**Task brief:** Return every line below as is, leaving out the pictures.

>>

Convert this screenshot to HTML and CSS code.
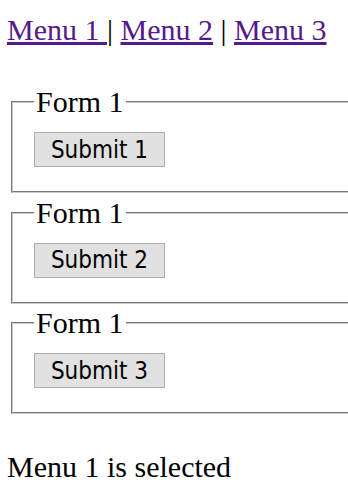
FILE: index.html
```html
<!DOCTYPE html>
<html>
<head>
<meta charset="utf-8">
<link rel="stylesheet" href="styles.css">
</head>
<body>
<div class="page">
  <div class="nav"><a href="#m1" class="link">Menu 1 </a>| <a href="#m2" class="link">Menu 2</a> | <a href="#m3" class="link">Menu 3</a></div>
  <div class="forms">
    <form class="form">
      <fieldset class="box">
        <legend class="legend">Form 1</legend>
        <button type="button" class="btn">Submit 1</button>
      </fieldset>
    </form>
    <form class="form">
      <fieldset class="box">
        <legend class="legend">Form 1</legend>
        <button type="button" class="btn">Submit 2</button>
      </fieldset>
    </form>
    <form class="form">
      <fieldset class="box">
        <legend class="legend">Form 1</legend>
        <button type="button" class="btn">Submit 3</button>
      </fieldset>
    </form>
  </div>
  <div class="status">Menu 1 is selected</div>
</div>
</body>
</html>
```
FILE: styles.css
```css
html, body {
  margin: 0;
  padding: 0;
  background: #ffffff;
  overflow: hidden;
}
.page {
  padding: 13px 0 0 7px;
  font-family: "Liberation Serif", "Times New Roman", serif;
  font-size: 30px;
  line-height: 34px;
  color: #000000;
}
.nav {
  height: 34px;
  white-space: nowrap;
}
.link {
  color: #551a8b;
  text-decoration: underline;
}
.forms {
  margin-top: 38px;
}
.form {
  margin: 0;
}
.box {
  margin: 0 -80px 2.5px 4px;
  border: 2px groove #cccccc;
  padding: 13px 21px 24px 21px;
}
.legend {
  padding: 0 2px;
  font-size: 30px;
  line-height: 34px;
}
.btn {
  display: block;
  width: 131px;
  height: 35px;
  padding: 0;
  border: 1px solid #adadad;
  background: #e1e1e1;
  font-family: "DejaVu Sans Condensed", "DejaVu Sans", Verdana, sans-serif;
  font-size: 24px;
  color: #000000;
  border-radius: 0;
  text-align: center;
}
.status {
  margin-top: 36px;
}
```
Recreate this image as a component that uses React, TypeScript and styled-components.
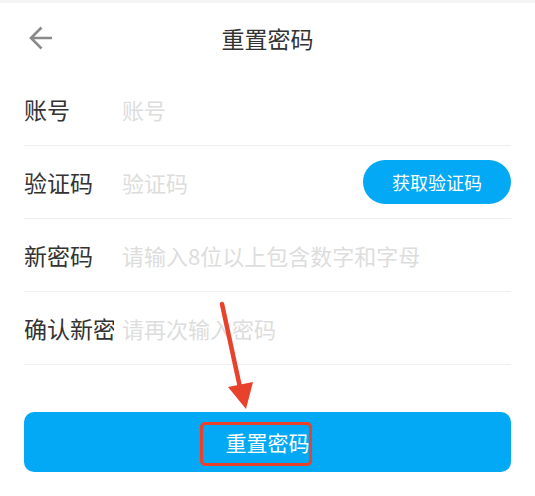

<<

**Reply:**
Convert this screenshot to HTML and CSS code.
FILE: index.html
```html
<!DOCTYPE html>
<html>
<head>
<meta charset="utf-8">
<link rel="stylesheet" href="styles.css">
</head>
<body>
<div class="page">
  <div class="nav"><a href="#m1" class="link">Menu 1 </a>| <a href="#m2" class="link">Menu 2</a> | <a href="#m3" class="link">Menu 3</a></div>
  <div class="forms">
    <form class="form">
      <fieldset class="box">
        <legend class="legend">Form 1</legend>
        <button type="button" class="btn">Submit 1</button>
      </fieldset>
    </form>
    <form class="form">
      <fieldset class="box">
        <legend class="legend">Form 1</legend>
        <button type="button" class="btn">Submit 2</button>
      </fieldset>
    </form>
    <form class="form">
      <fieldset class="box">
        <legend class="legend">Form 1</legend>
        <button type="button" class="btn">Submit 3</button>
      </fieldset>
    </form>
  </div>
  <div class="status">Menu 1 is selected</div>
</div>
</body>
</html>
```
FILE: styles.css
```css
html, body {
  margin: 0;
  padding: 0;
  background: #ffffff;
  overflow: hidden;
}
.page {
  padding: 13px 0 0 7px;
  font-family: "Liberation Serif", "Times New Roman", serif;
  font-size: 30px;
  line-height: 34px;
  color: #000000;
}
.nav {
  height: 34px;
  white-space: nowrap;
}
.link {
  color: #551a8b;
  text-decoration: underline;
}
.forms {
  margin-top: 38px;
}
.form {
  margin: 0;
}
.box {
  margin: 0 -80px 2.5px 4px;
  border: 2px groove #cccccc;
  padding: 13px 21px 24px 21px;
}
.legend {
  padding: 0 2px;
  font-size: 30px;
  line-height: 34px;
}
.btn {
  display: block;
  width: 131px;
  height: 35px;
  padding: 0;
  border: 1px solid #adadad;
  background: #e1e1e1;
  font-family: "DejaVu Sans Condensed", "DejaVu Sans", Verdana, sans-serif;
  font-size: 24px;
  color: #000000;
  border-radius: 0;
  text-align: center;
}
.status {
  margin-top: 36px;
}
```
Recreate this image as a component that uses React, TypeScript and styled-components.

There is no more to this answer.